African economists have wound up a two-day meeting in Addis Ababa on the steps required to stop the illicit flow of funds with a call for an African Criminal Court to deal with financial crimes.
They also called for the repatriation of US$400 billion held by African Central banks abroad.
“We have been seen as a weak continent. But we have the resources to make Africa the source of global capital and create the kind of life we want for ourselves,” said Esther Koimett, the Investment Secretary at the Kenyan Treasury, after chairing a meeting of top Treasury and Central Bank Governors on Thursday.
The economic researchers and senior policy officials from across Africa attended a meeting convened by the economic think-tank, the African Economic Research Consortium (AERC), to discuss ways of stopping the excessive stealing of funds from Africa through illegal channels and tax cheats.

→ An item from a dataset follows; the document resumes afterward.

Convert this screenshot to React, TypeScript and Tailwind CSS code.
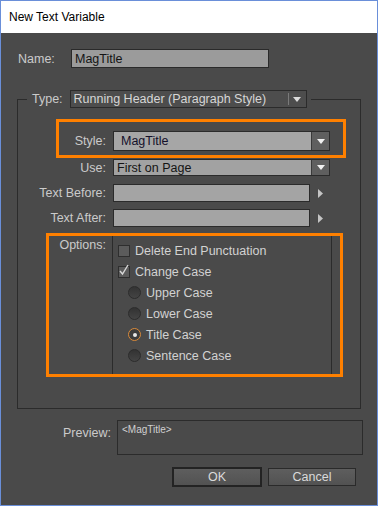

The experts proposed further suggestions be made to the African Union and the Economic Community of West African States (ECOWAS) to create the court that would try those suspected of masterminding economic crimes affecting Africans.
The AERC meeting, also attended by ministers of finance, labour, health and social affairs, called on African countries to raise funds to support local economic think-tanks to enable them to provide additional training to the national revenue authorities on how to conduct internationally approved auditing.
Experts expressed fear over the continuing exploitation of Africa’s mineral wealth by foreign multinationals, which instead of paying the relevant taxes, ended up using invoices to escalate cost of imports and under-valuing exports to avoid paying the taxes to the national governments.
“The problem of capital flight is big in Africa,” said Prof. Humphrey Moshi, of Dar es Salaam University. “The investment climate in Africa has been improving for over 10-15 years but the capital flight is equally increasing. The increased investments are not felt because of the capital flight.”
Research conducted by a team of economists hired by AERC showed Africa lost US$1.3 trillion in capital flight between 1970-2010, mostly shipped out by corrupt dictators, under-pricing of capital returns and misuse of foreign aid by sitting and former government officials.
Prof. Moshi said Africa was losing US$50 billion annually while studies showed Africa was the world’s greatest source of foreign capital.
“Economic growth is taking place but poverty is not decreasing. Africa is unable to finance key services because too much money is leaving the continent,” he added.
While cautiously welcoming the proposal to create an international criminal court for corruption in Africa, Prof. Moshi said the problem was not the lack of institutions to deal with corruption locally but was more about countries not willing to enforce the relevant international anti-corruption treaties which they have signed at the level of the UN and the African Union.
“Corruption is good for investors. They engage in over-invoicing imports and under-invoicing exports,” the Tanzanian academic said.
He said institutions set up to deal with money-laundering were also incapable of dealing with the challenges at hand while leaders remained non-development oriented across Africa.
“We have to make a point to our international development partners and donors that illicit capital flows are inhibiting the growth of Africa. We have to fight corruption because the recovery of these stolen assets will benefit Africa,” added Prof. Moshi.
Lesotho’s First Deputy Governor of the Central Bank, Dr Makhetha Masilo, while explaining his country’s experience with foreign investors, said curbing illicit financial flows was more complicated.
“We had foreign exchange controls but we were not benefiting because the investors would buy air-tickets pretending to travel and collect the foreign currency only to cancel the ticket. We might still need to lessen some of the controls,” he cautioned.
The Bankers called on governments to commission specific case studies on the sources of capital flight.
Experts said some funds were being lost through odious debts, spent by officials to buy prime property abroad while other state officials spent the money on criminal debt by buying arms. Some leaders were also accused of using these funds to create oppressive regimes to hurt their citizens.
Former Zambian Central Bank Governor Caleb Fundanga said the US$400 billion in foreign currency reserves held by Central Banks was a big source of global capital which should be used by Africans.
“I suspect the African countries issuing sovereign bonds are actually borrowing from our reserves,” he said.